= Aim =
Lines after the one containing "import React from" are to be omitted; print exactly each line from the start of the records up to and including it.

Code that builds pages
* Begin *

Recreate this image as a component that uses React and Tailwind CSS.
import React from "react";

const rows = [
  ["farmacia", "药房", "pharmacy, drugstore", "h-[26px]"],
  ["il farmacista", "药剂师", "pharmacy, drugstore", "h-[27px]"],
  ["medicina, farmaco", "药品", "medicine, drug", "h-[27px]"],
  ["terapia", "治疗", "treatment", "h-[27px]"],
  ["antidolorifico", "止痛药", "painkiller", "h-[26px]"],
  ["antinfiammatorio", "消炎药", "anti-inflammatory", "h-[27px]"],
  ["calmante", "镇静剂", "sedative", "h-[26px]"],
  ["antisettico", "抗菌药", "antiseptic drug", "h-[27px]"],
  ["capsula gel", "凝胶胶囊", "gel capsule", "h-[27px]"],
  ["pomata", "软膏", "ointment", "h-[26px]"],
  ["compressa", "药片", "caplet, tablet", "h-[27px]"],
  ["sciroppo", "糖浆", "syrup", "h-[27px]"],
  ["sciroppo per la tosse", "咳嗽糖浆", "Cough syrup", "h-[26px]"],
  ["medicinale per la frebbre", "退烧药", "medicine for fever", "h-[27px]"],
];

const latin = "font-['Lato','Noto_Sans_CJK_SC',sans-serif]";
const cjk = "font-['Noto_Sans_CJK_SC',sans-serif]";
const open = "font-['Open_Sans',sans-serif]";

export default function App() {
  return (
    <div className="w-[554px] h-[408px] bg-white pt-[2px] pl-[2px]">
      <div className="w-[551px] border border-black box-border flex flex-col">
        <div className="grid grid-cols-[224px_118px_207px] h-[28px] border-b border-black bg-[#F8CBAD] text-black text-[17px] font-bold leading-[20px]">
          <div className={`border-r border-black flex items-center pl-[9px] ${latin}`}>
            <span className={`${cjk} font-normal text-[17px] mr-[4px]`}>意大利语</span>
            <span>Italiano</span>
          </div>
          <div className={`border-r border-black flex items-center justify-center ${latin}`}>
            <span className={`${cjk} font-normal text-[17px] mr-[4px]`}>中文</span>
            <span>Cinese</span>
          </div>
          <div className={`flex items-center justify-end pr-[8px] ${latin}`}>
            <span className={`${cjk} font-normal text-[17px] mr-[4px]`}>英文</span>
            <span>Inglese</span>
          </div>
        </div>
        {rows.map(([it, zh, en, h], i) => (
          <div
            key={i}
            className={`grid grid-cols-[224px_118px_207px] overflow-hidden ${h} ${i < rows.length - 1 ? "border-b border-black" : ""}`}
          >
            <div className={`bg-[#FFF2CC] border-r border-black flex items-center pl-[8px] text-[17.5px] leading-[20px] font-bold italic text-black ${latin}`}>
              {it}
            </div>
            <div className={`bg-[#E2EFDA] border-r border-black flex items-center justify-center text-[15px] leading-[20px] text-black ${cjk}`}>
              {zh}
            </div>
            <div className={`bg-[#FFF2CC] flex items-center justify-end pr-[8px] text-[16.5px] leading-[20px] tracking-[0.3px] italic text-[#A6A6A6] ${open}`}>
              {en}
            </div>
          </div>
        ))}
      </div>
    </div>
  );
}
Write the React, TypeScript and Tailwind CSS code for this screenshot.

* End *

= Solution to the exercise =
Recreate this image as a component that uses React and Tailwind CSS.
import React from "react";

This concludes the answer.